We’ll end the week on an upbeat note: It’s good to see the American Associate for the Advancement of Science — AAAS, publisher of the journal Science — covering long-term nanotechnology prospects on their EurekAlert website. An updated essay by Eric Drexler looks at “Revolutionizing the Future of Technology“. Excerpts:
Why focus on productive nanosystems and the large-scale molecular manufacturing processes that they will enable? Because these developments will extend the range of what human beings can manufacture, and through this will change the foundations of physical technology…
In considering these goals and accomplishments, it is important to distinguish long-term promise from present-day capabilities. Developing advanced productive nanosystems will require a multi-stage process in which today’s laboratory capabilities are used to build molecular tools with broader capabilities.
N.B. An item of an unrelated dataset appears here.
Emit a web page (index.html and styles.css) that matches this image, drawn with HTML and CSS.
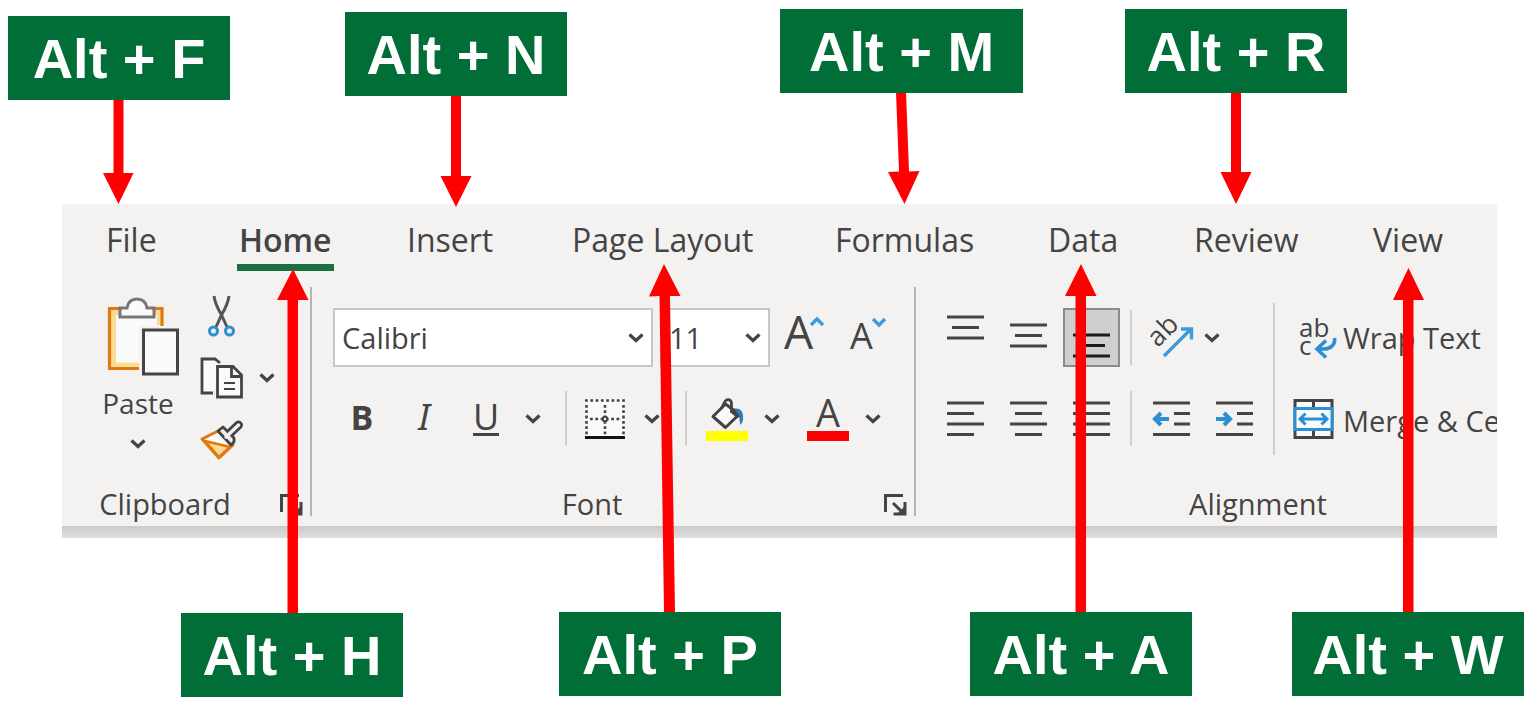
FILE: index.html
```html
<!DOCTYPE html>
<html lang="en">
<head>
<meta charset="utf-8">
<title>Ribbon tab shortcuts</title>
<link rel="stylesheet" href="styles.css">
</head>
<body>
<svg class="defs" aria-hidden="true">
  <symbol id="chevron" viewBox="0 0 16 10"><path d="M1.5 1.5 8 7.5l6.500-6" fill="none" stroke="currentColor" stroke-width="3.200"/></symbol>
  <symbol id="launcher" viewBox="0 0 24 24"><path d="M2.500 20V3.500H20M10 11l10 10M22 10v12H10.500" fill="none" stroke="#444" stroke-width="3"/><path d="M22 14v8h-8z" fill="#444"/></symbol>
</svg>
<main class="stage">
  <section class="ribbon">
    <nav class="tabs">
      <button class="tab">File</button>
      <button class="tab tab-active">Home</button>
      <button class="tab">Insert</button>
      <button class="tab">Page Layout</button>
      <button class="tab">Formulas</button>
      <button class="tab">Data</button>
      <button class="tab">Review</button>
      <button class="tab">View</button>
    </nav>

    <div class="groups">
      <section class="group divided">
        <div class="clipboard-tools">
          <button class="paste">
            <svg width="86" height="82" viewBox="0 0 86 82" fill="none">
              <path d="M14.500 13.500h53v60h-53z" fill="#fafafa"/>
              <path d="M64.500 30V17.500h-46V70H46" stroke="#f9dc94" stroke-width="5"/>
              <path d="M67 31V13.500H14.500v60H46" stroke="#e07a10" stroke-width="3.200"/>
              <path d="M25 13h7c1-6 5-9 10-9s9 3 10 9h7v9H25z" fill="#fafafa" stroke="#777" stroke-width="3"/>
              <path d="M44 31h43v52H44z" fill="#f3f2f1"/>
              <path d="M48.500 35h34v44h-34z" fill="#fafafa" stroke="#444" stroke-width="3"/>
            </svg>
            <span class="paste-label">Paste</span>
            <svg class="chevron" aria-hidden="true"><use href="#chevron"/></svg>
          </button>
          <div class="clipboard-side">
            <button class="icon-button" aria-label="Cut">
              <svg width="44" height="42" viewBox="0 0 44 42" fill="none">
                <path d="M14 1c1 8 4 13 7.500 19L27 32M29 1c-1 8-4 13-7.500 19L16 32" stroke="#555" stroke-width="3"/>
                <circle cx="13.500" cy="36" r="4" stroke="#2b8fd3" stroke-width="3"/>
                <circle cx="29.500" cy="36" r="4" stroke="#2b8fd3" stroke-width="3"/>
              </svg>
            </button>
            <div class="copy-split">
              <button class="icon-button" aria-label="Copy">
                <svg width="44" height="42" viewBox="0 0 44 42" fill="none" stroke="#444" stroke-width="2.800">
                  <path d="M13 36H2V2h13l5 4" fill="#fafafa"/>
                  <path d="M17.500 9.500H33l8.500 8.500v22h-24z" fill="#fafafa"/>
                  <path d="M31.500 10v9.500H41"/><path d="M24 26h11M24 32h11" stroke-width="2"/>
                </svg>
              </button>
              <button class="icon-button" aria-label="Copy options"><svg class="chevron"><use href="#chevron"/></svg></button>
            </div>
            <button class="icon-button" aria-label="Format Painter">
              <svg width="44" height="42" viewBox="0 0 44 42" fill="none">
                <path d="M2 20l16-8 15 14-14 13z" fill="#fafafa" stroke="#e07a10" stroke-width="3" stroke-linejoin="round"/>
                <path d="M5 22l25 6-11 10z" fill="#f9dc94" stroke="#e07a10" stroke-width="2.500"/>
                <path d="M29 15l9.500-9" stroke="#444" stroke-width="9" stroke-linecap="round"/>
                <path d="M18 12l5-4 11 11 0 4-3 3z" fill="#eee" stroke="#444" stroke-width="2.800" stroke-linejoin="round"/>
                <path d="M26 18L38.500 6" stroke="#eee" stroke-width="3.400" stroke-linecap="round"/>
              </svg>
            </button>
          </div>
        </div>
        <footer class="group-footer">
          <span class="group-name">Clipboard</span>
          <button class="launcher" aria-label="Clipboard settings"><svg width="24" height="24"><use href="#launcher"/></svg></button>
        </footer>
      </section>

      <section class="group divided">
        <div class="tool-rows">
          <div class="font-row">
            <div class="combo combo-font">
              <select aria-label="Font"><option>Calibri</option></select>
              <svg class="chevron"><use href="#chevron"/></svg>
            </div>
            <div class="combo combo-size">
              <select aria-label="Font size"><option>11</option></select>
              <svg class="chevron"><use href="#chevron"/></svg>
            </div>
            <button class="icon-button tool" aria-label="Increase font size">
              <svg width="44" height="59" viewBox="0 0 44 59">
                <text class="glyph" x="0" y="41" font-size="46">A</text>
                <path d="M27 17l6-6 6 6" fill="none" stroke="#3e9bdb" stroke-width="3.400"/>
              </svg>
            </button>
            <button class="icon-button tool" aria-label="Decrease font size">
              <svg width="40" height="59" viewBox="0 0 40 59">
                <text class="glyph" x="0" y="41" font-size="36">A</text>
                <path d="M23 11l6 6 6-6" fill="none" stroke="#3e9bdb" stroke-width="3.400"/>
              </svg>
            </button>
          </div>
          <div class="style-row">
            <button class="icon-button style-button bold" aria-label="Bold">B</button>
            <button class="icon-button style-button italic" aria-label="Italic">I</button>
            <button class="icon-button style-button" aria-label="Underline"><span class="underlined">U</span></button>
            <button class="icon-button" aria-label="Underline options"><svg class="chevron"><use href="#chevron"/></svg></button>
            <span class="rule"></span>
            <button class="icon-button" aria-label="Borders">
              <svg width="40" height="42" viewBox="0 0 40 42" fill="none" stroke="#444" stroke-width="2.600">
                <path d="M0 1h40v39H0z" fill="#fafafa" stroke="none"/>
                <path d="M0 2.500h40M5 21h31" stroke-dasharray="2.800 2.500"/>
                <path d="M1.500 7v31M20 7v31M38.500 7v31" stroke-dasharray="2.800 2.500"/>
                <circle cx="20" cy="21" r="2.200" fill="#fafafa" stroke-width="2"/>
                <path d="M0 39.500h40" stroke="#111" stroke-width="3"/>
              </svg>
            </button>
            <button class="icon-button" aria-label="Border options"><svg class="chevron"><use href="#chevron"/></svg></button>
            <span class="rule"></span>
            <button class="icon-button" aria-label="Fill color">
              <svg width="42" height="46" viewBox="0 0 42 46" fill="none">
                <path d="M7 20.500L19.500 8 33 18.500 19.500 31.500z" fill="#fafafa" stroke="#444" stroke-width="3" stroke-linejoin="round"/>
                <path d="M25.500 17V8c0-5-5-6-7-1.500l-3 6" stroke="#444" stroke-width="2.800"/>
                <path d="M28 13c7-2 10 4 9 11l-2 5c-2-3-1-6-2-10l-5-4z" fill="#2b7dc0"/>
                <path d="M28 12l6 9-3 1-6-5z" fill="#444"/>
                <path d="M0 35h42v10H0z" fill="#ff0"/>
              </svg>
            </button>
            <button class="icon-button" aria-label="Fill color options"><svg class="chevron"><use href="#chevron"/></svg></button>
            <button class="icon-button font-color" aria-label="Font color">
              <svg width="42" height="46" viewBox="0 0 42 46">
                <text class="glyph" x="9" y="31" font-size="38">A</text>
                <path d="M0 35h42v10H0z" fill="#f00"/>
              </svg>
            </button>
            <button class="icon-button" aria-label="Font color options"><svg class="chevron"><use href="#chevron"/></svg></button>
          </div>
        </div>
        <footer class="group-footer">
          <span class="group-name">Font</span>
          <button class="launcher" aria-label="Font settings"><svg width="24" height="24"><use href="#launcher"/></svg></button>
        </footer>
      </section>

      <section class="group">
        <div class="alignment-tools">
          <div class="tool-rows">
            <div class="align-row">
              <button class="icon-button tool" aria-label="Top align"><svg class="lines" width="37" height="59"><path d="M0 9h37M5 19.500h27M0 30h37"/></svg></button>
              <button class="icon-button tool" aria-label="Middle align"><svg class="lines" width="37" height="59"><path d="M0 17h37M5 27.500h27M0 38h37"/></svg></button>
              <button class="icon-button tool pressed" aria-label="Bottom align"><svg class="lines" width="37" height="55"><path d="M0 25h37M5 35.500h27M0 46h37"/></svg></button>
              <span class="rule"></span>
              <div class="split">
                <button class="icon-button tool" aria-label="Orientation">
                  <svg width="44" height="46" viewBox="0 0 44 46">
                    <text class="glyph" x="19" y="22" font-size="27" text-anchor="middle" transform="rotate(-45 19 22)">ab</text>
                    <path d="M14 41l27-27M31 14h10.500v10.500" fill="none" stroke="#3e9bdb" stroke-width="3.400"/>
                  </svg>
                </button>
                <button class="icon-button" aria-label="Orientation options"><svg class="chevron"><use href="#chevron"/></svg></button>
              </div>
            </div>
            <div class="align-row">
              <button class="icon-button tool" aria-label="Align left"><svg class="lines" width="37" height="36"><path d="M0 2h37M0 12.500h27M0 23h37M0 33.500h27"/></svg></button>
              <button class="icon-button tool" aria-label="Center"><svg class="lines" width="37" height="36"><path d="M0 2h37M5 12.500h27M0 23h37M5 33.500h27"/></svg></button>
              <button class="icon-button tool" aria-label="Justify"><svg class="lines" width="37" height="36"><path d="M0 2h37M0 12.500h37M0 23h37M0 33.500h37"/></svg></button>
              <span class="rule"></span>
              <button class="icon-button tool" aria-label="Decrease indent"><svg class="lines" width="37" height="36"><path d="M0 2h37M21 12.500h16M21 23h16M0 33.500h37"/><path class="blue" d="M16 18H2M8 12l-6 6 6 6"/></svg></button>
              <button class="icon-button tool" aria-label="Increase indent"><svg class="lines" width="37" height="36"><path d="M0 2h37M21 12.500h16M21 23h16M0 33.500h37"/><path class="blue" d="M0 18h14M8 12l6 6-6 6"/></svg></button>
            </div>
          </div>
          <span class="rule rule-tall"></span>
          <div class="tool-rows">
            <button class="text-button">
              <svg width="46" height="52" viewBox="0 0 46 52">
                <text class="glyph" font-size="26"><tspan x="6" y="25">ab</tspan><tspan x="6" y="43">c</tspan></text>
                <path d="M41.500 26c1 7-4 11-11 11h-7M33 28.500L24 37l9 8.500" fill="none" stroke="#2b8fd3" stroke-width="3.600"/>
              </svg>
              Wrap Text
            </button>
            <button class="text-button text-button-low">
              <svg width="46" height="42" viewBox="0 0 46 42" fill="none" stroke-width="3">
                <path d="M2 2.500h37v37H2zM20.500 2v8M20.500 32v8" fill="#fafafa" stroke="#444"/>
                <path d="M2 10.500h37v21H2z" fill="#fafafa" stroke="#2b8fd3"/>
                <path d="M7 21h27M12.500 15.500L7 21l5.500 5.500M28.500 15.500L34 21l-5.500 5.500" stroke="#2b8fd3"/>
              </svg>
              <span>Merge &amp; Center</span>
            </button>
          </div>
        </div>
        <footer class="group-footer"><span class="group-name">Alignment</span></footer>
      </section>
    </div>
  </section>

  <svg class="arrows" width="1536" height="722" viewBox="0 0 1536 722" fill="#f00" aria-hidden="true">
    <path d="M113.500 99h10v74h10L118.500 204 103 173h10.500z"/>
    <path d="M451 95h10v81h10.500L456 207l-15.500-31H451z"/>
    <path d="M896 92h10l3 79.500 10.500-.500L904.500 204 888 172l11-.500z"/>
    <path d="M1231 92h10v80h10.500L1236 204l-15.500-32h10.500z"/>
    <path d="M287.500 614h10.500V300h10.500L293 269l-16 31h10.500z"/>
    <path d="M664 613h11L670 296h10.500L664 264l-15 32.500 10.500-.500z"/>
    <path d="M1075.500 613h10.500V296h10.500L1081 264l-16 32h10.500z"/>
    <path d="M1403 613h10.500V300h10.500L1408.500 268 1393 300h10z"/>
  </svg>
  <div class="key key-f">Alt + F</div>
  <div class="key key-n">Alt + N</div>
  <div class="key key-m">Alt + M</div>
  <div class="key key-r">Alt + R</div>
  <div class="key key-h">Alt + H</div>
  <div class="key key-p">Alt + P</div>
  <div class="key key-a">Alt + A</div>
  <div class="key key-w">Alt + W</div>
</main>
</body>
</html>
```

FILE: styles.css
```css
* { box-sizing: border-box; }

body {
  margin: 0;
  background: #fff;
  color: #444;
  font-family: "Open Sans", "Noto Sans", sans-serif;
  font-size: 28px;
  font-weight: 500;
}

button, select {
  margin: 0;
  padding: 0;
  border: 0;
  background: none;
  color: inherit;
  font: inherit;
}

svg { display: block; flex: none; overflow: visible; }
.defs { position: absolute; width: 0; height: 0; }

.stage {
  position: relative;
  padding: 204px 39px 184px 62px;
  overflow: hidden;
}

/* Ribbon */
.ribbon {
  overflow: hidden;
  background: #f3f2f1;
}
.ribbon::after {
  content: "";
  display: block;
  height: 12px;
  background: linear-gradient(#cbcac9, #dfdfde);
}

.tabs {
  display: grid;
  grid-template-columns: 133fr 168fr 165fr 263fr 213fr 146fr 179fr 126fr;
  justify-items: start;
  padding: 14px 0 0 42px;
}
.tab {
  padding: 0 2px 2px;
  border-bottom: 7px solid transparent;
  font-size: 32px;
  line-height: 44px;
  white-space: nowrap;
}
.tab-active {
  border-color: #1a7040;
  font-weight: 600;
}

.groups {
  display: grid;
  grid-template-columns: 250px 604px minmax(684px, 1fr);
  padding: 16px 0 10px;
}
.group {
  display: flex;
  flex-direction: column;
  justify-content: space-between;
  height: 229px;
}
.divided { border-right: 2px solid #b5b4b3; }

.group-footer { display: flex; align-items: flex-end; }
.group-name {
  flex: 1;
  font-size: 29px;
  line-height: 24px;
  text-align: center;
}
.launcher {
  display: flex;
  justify-content: flex-end;
  width: 42px;
  padding-right: 7px;
}

.icon-button {
  display: flex;
  align-items: center;
  justify-content: center;
}
.tool { width: 57px; height: 59px; }
.chevron { width: 16px; height: 10px; }
.glyph { font-family: "Open Sans", "Noto Sans", sans-serif; fill: #444; }

.rule {
  width: 2px;
  height: 55px;
  background: #d0cfce;
}

/* Clipboard */
.clipboard-tools {
  display: flex;
  gap: 18px;
  padding: 8px 0 0 34px;
}
.paste {
  display: flex;
  flex-direction: column;
  align-items: center;
  width: 84px;
}
.paste-label { margin: 7px 0 17px; line-height: 38px; }
.clipboard-side {
  display: flex;
  flex-direction: column;
  align-items: flex-start;
  gap: 20px;
  padding-left: 2px;
}
.copy-split { display: flex; gap: 15px; }

/* Font */
.tool-rows {
  display: grid;
  grid-template-rows: 59px 59px;
  gap: 22px;
  padding-top: 21px;
}
.font-row {
  display: flex;
  gap: 7px;
  padding-left: 21px;
}
.combo {
  display: grid;
  align-items: center;
  border: 2px solid #c8c7c6;
  background: #fff;
}
.combo > * { grid-area: 1 / 1; }
.combo select {
  appearance: none;
  width: 100%;
  height: 100%;
  padding-left: 7px;
  font-size: 29px;
}
.combo .chevron { justify-self: end; margin-right: 7px; pointer-events: none; }
.combo-font { width: 320px; }
.combo-size { width: 110px; }

.style-row {
  display: grid;
  grid-template-columns: 62px 62px 62px 31px 36px 42px 52px 16px 65px 26px 68px 40px;
  align-items: center;
  justify-items: center;
  padding-left: 19px;
}
.style-button { padding-bottom: 4px; font-size: 36px; line-height: 40px; }
.bold { font-size: 34px; font-weight: 700; }
.italic { font-family: "Noto Sans", sans-serif; font-style: italic; font-weight: 400; }
.underlined { margin-top: 3px; border-bottom: 3px solid #444; line-height: 32px; font-weight: 400; }
.font-color { justify-self: end; width: 50px; }

/* Alignment */
.alignment-tools { display: flex; padding-left: 21px; }
.align-row { display: flex; align-items: center; gap: 6px; }
.align-row .rule { margin: 0 5px 0 4px; }
.align-row .split { display: flex; }
.split .chevron { margin-left: 4px; }
.pressed { border: 2px solid #8c8b8a; background: #d0cfce; }
.lines { fill: none; stroke: #444; stroke-width: 3; }
.pressed .lines { stroke: #1c1c1c; }
.lines .blue { stroke: #2b8fd3; stroke-width: 4; }
.rule-tall { height: 152px; margin: 16px 18px -12px 10px; }
.text-button {
  display: flex;
  align-items: center;
  gap: 4px;
  font-size: 29px;
  white-space: nowrap;
}
.text-button-low span { padding-top: 4px; }

/* Shortcut callouts, pinned over the ribbon */
.arrows { position: absolute; top: 0; left: 0; pointer-events: none; }
.key {
  position: absolute;
  width: 222px;
  padding-top: 2px;
  background: #026e37;
  color: #fff;
  font: 700 56px/82px "Liberation Sans", Arial, sans-serif;
  text-align: center;
  white-space: nowrap;
}
.key-f { left: 8px; top: 16px; }
.key-n { left: 345px; top: 12px; }
.key-m { left: 780px; top: 9px; width: 243px; }
.key-r { left: 1125px; top: 9px; }
.key-h { left: 181px; top: 613px; }
.key-p { left: 559px; top: 612px; }
.key-a { left: 970px; top: 612px; }
.key-w { left: 1292px; top: 612px; width: 232px; }
```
These tools, in turn, will be used in the next stage of development. Nanotechnology using productive nanosystems and their products will build on and extend the nanotechnologies of today, enabling a progressively broader range of applications.
The research that will support these developments is underway in laboratories in every industrial country. Unlike past revolutions in technology, the U.S., Europe and Asia are all making similar progress.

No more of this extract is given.